TASK TO CARRY OUT. Write out the full listing exactly as given, minus the images.
──────
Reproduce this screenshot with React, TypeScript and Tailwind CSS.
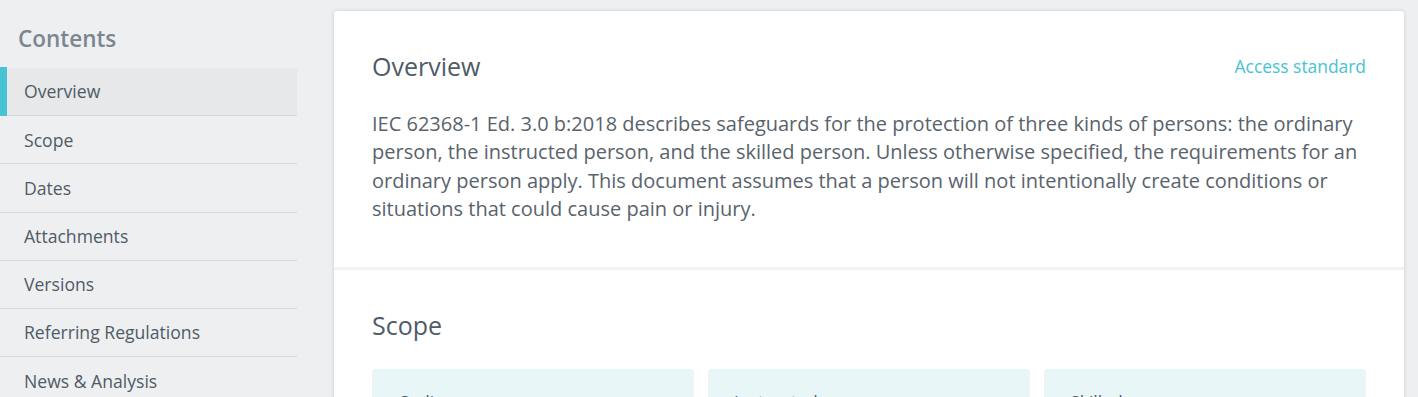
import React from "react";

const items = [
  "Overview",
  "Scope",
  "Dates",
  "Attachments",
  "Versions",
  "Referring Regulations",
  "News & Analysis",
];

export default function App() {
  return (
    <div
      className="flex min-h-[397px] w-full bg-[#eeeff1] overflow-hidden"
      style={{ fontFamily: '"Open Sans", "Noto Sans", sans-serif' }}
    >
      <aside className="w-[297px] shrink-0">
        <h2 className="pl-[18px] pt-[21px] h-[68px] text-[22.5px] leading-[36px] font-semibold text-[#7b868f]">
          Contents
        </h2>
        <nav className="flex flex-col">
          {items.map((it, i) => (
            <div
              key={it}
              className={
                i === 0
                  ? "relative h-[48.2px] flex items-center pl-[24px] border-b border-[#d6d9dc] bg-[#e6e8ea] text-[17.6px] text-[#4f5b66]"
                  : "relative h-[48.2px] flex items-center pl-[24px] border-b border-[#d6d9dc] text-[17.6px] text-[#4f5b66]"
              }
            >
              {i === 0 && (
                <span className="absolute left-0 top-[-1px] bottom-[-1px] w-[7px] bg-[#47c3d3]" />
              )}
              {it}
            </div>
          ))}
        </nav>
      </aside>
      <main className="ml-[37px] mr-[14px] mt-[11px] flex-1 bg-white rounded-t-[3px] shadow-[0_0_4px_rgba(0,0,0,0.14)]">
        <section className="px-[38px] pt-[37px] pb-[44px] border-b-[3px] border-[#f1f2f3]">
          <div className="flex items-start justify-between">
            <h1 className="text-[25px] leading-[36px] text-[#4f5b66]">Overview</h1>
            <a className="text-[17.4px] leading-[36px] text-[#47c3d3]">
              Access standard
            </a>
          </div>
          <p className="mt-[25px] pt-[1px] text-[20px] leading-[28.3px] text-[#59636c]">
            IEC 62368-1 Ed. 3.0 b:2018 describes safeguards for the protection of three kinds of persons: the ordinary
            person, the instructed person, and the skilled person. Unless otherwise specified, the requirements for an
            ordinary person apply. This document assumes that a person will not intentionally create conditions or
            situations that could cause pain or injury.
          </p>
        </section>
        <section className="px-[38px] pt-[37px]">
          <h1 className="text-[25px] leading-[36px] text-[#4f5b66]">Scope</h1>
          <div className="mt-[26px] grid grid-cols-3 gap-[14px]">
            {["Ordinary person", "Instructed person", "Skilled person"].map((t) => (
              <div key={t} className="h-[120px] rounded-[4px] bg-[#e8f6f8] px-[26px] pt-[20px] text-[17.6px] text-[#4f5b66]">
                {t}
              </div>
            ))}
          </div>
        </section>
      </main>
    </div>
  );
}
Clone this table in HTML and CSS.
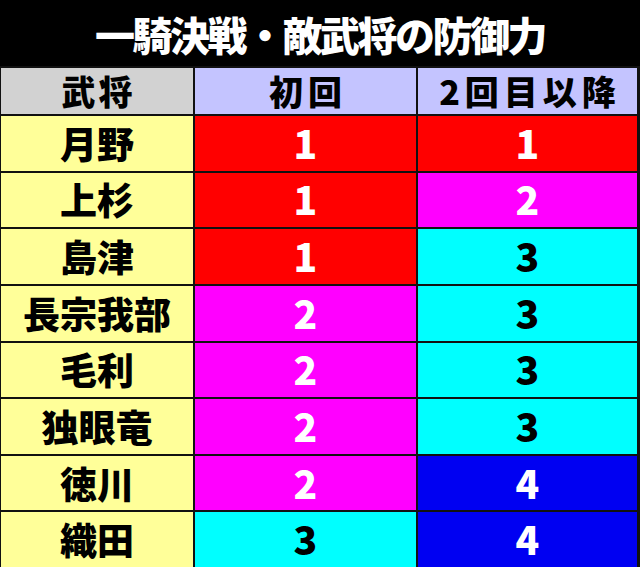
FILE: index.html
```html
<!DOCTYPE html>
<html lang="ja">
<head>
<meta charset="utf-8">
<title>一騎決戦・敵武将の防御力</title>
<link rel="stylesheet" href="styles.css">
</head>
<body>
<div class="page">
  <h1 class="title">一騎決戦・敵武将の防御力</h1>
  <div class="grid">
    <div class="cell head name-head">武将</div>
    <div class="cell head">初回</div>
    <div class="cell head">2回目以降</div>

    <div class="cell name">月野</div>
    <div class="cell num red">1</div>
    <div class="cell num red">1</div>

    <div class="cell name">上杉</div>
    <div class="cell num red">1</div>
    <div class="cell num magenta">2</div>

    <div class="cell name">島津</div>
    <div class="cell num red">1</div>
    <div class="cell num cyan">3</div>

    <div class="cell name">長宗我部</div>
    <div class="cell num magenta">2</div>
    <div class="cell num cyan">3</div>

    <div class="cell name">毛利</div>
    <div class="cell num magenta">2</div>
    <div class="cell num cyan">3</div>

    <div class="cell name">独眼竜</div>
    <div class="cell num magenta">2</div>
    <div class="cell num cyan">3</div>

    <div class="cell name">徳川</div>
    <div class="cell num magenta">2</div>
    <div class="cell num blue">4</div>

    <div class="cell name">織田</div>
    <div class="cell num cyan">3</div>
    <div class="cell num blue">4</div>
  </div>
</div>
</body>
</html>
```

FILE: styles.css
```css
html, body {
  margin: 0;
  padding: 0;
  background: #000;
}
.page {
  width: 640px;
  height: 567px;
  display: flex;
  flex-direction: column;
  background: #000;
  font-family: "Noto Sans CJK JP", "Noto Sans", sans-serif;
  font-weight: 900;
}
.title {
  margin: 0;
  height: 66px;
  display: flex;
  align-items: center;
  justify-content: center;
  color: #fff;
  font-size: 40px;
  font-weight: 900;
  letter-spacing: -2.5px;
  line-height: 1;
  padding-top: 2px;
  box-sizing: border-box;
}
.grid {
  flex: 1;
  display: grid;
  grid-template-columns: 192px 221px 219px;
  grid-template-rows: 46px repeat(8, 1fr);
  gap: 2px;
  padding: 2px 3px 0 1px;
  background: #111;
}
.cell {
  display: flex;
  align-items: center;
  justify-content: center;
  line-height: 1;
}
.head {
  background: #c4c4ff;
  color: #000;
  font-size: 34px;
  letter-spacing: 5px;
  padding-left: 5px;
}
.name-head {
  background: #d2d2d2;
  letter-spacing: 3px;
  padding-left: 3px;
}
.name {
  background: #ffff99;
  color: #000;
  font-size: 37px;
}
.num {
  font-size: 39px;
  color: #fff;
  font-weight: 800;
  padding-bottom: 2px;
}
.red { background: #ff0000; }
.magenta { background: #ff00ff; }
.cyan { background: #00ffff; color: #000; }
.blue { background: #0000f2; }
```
──────
CORRECT RESULT.
Reproduce this screenshot with React, TypeScript and Tailwind CSS.
import React from "react";

const items = [
  "Overview",
  "Scope",
  "Dates",
  "Attachments",
  "Versions",
  "Referring Regulations",
  "News & Analysis",
];

export default function App() {
  return (
    <div
      className="flex min-h-[397px] w-full bg-[#eeeff1] overflow-hidden"
      style={{ fontFamily: '"Open Sans", "Noto Sans", sans-serif' }}
    >
      <aside className="w-[297px] shrink-0">
        <h2 className="pl-[18px] pt-[21px] h-[68px] text-[22.5px] leading-[36px] font-semibold text-[#7b868f]">
          Contents
        </h2>
        <nav className="flex flex-col">
          {items.map((it, i) => (
            <div
              key={it}
              className={
                i === 0
                  ? "relative h-[48.2px] flex items-center pl-[24px] border-b border-[#d6d9dc] bg-[#e6e8ea] text-[17.6px] text-[#4f5b66]"
                  : "relative h-[48.2px] flex items-center pl-[24px] border-b border-[#d6d9dc] text-[17.6px] text-[#4f5b66]"
              }
            >
              {i === 0 && (
                <span className="absolute left-0 top-[-1px] bottom-[-1px] w-[7px] bg-[#47c3d3]" />
              )}
              {it}
            </div>
          ))}
        </nav>
      </aside>
      <main className="ml-[37px] mr-[14px] mt-[11px] flex-1 bg-white rounded-t-[3px] shadow-[0_0_4px_rgba(0,0,0,0.14)]">
        <section className="px-[38px] pt-[37px] pb-[44px] border-b-[3px] border-[#f1f2f3]">
          <div className="flex items-start justify-between">
            <h1 className="text-[25px] leading-[36px] text-[#4f5b66]">Overview</h1>
            <a className="text-[17.4px] leading-[36px] text-[#47c3d3]">
              Access standard
            </a>
          </div>
          <p className="mt-[25px] pt-[1px] text-[20px] leading-[28.3px] text-[#59636c]">
            IEC 62368-1 Ed. 3.0 b:2018 describes safeguards for the protection of three kinds of persons: the ordinary
            person, the instructed person, and the skilled person. Unless otherwise specified, the requirements for an
            ordinary person apply. This document assumes that a person will not intentionally create conditions or
            situations that could cause pain or injury.
          </p>
        </section>
        <section className="px-[38px] pt-[37px]">
          <h1 className="text-[25px] leading-[36px] text-[#4f5b66]">Scope</h1>
          <div className="mt-[26px] grid grid-cols-3 gap-[14px]">
            {["Ordinary person", "Instructed person", "Skilled person"].map((t) => (
              <div key={t} className="h-[120px] rounded-[4px] bg-[#e8f6f8] px-[26px] pt-[20px] text-[17.6px] text-[#4f5b66]">
                {t}
              </div>
            ))}
          </div>
        </section>
      </main>
    </div>
  );
}
Clone this table in HTML and CSS.
FILE: index.html
```html
<!DOCTYPE html>
<html lang="ja">
<head>
<meta charset="utf-8">
<title>一騎決戦・敵武将の防御力</title>
<link rel="stylesheet" href="styles.css">
</head>
<body>
<div class="page">
  <h1 class="title">一騎決戦・敵武将の防御力</h1>
  <div class="grid">
    <div class="cell head name-head">武将</div>
    <div class="cell head">初回</div>
    <div class="cell head">2回目以降</div>

    <div class="cell name">月野</div>
    <div class="cell num red">1</div>
    <div class="cell num red">1</div>

    <div class="cell name">上杉</div>
    <div class="cell num red">1</div>
    <div class="cell num magenta">2</div>

    <div class="cell name">島津</div>
    <div class="cell num red">1</div>
    <div class="cell num cyan">3</div>

    <div class="cell name">長宗我部</div>
    <div class="cell num magenta">2</div>
    <div class="cell num cyan">3</div>

    <div class="cell name">毛利</div>
    <div class="cell num magenta">2</div>
    <div class="cell num cyan">3</div>

    <div class="cell name">独眼竜</div>
    <div class="cell num magenta">2</div>
    <div class="cell num cyan">3</div>

    <div class="cell name">徳川</div>
    <div class="cell num magenta">2</div>
    <div class="cell num blue">4</div>

    <div class="cell name">織田</div>
    <div class="cell num cyan">3</div>
    <div class="cell num blue">4</div>
  </div>
</div>
</body>
</html>
```

FILE: styles.css
```css
html, body {
  margin: 0;
  padding: 0;
  background: #000;
}
.page {
  width: 640px;
  height: 567px;
  display: flex;
  flex-direction: column;
  background: #000;
  font-family: "Noto Sans CJK JP", "Noto Sans", sans-serif;
  font-weight: 900;
}
.title {
  margin: 0;
  height: 66px;
  display: flex;
  align-items: center;
  justify-content: center;
  color: #fff;
  font-size: 40px;
  font-weight: 900;
  letter-spacing: -2.5px;
  line-height: 1;
  padding-top: 2px;
  box-sizing: border-box;
}
.grid {
  flex: 1;
  display: grid;
  grid-template-columns: 192px 221px 219px;
  grid-template-rows: 46px repeat(8, 1fr);
  gap: 2px;
  padding: 2px 3px 0 1px;
  background: #111;
}
.cell {
  display: flex;
  align-items: center;
  justify-content: center;
  line-height: 1;
}
.head {
  background: #c4c4ff;
  color: #000;
  font-size: 34px;
  letter-spacing: 5px;
  padding-left: 5px;
}
.name-head {
  background: #d2d2d2;
  letter-spacing: 3px;
  padding-left: 3px;
}
.name {
  background: #ffff99;
  color: #000;
  font-size: 37px;
}
.num {
  font-size: 39px;
  color: #fff;
  font-weight: 800;
  padding-bottom: 2px;
}
.red { background: #ff0000; }
.magenta { background: #ff00ff; }
.cyan { background: #00ffff; color: #000; }
.blue { background: #0000f2; }
```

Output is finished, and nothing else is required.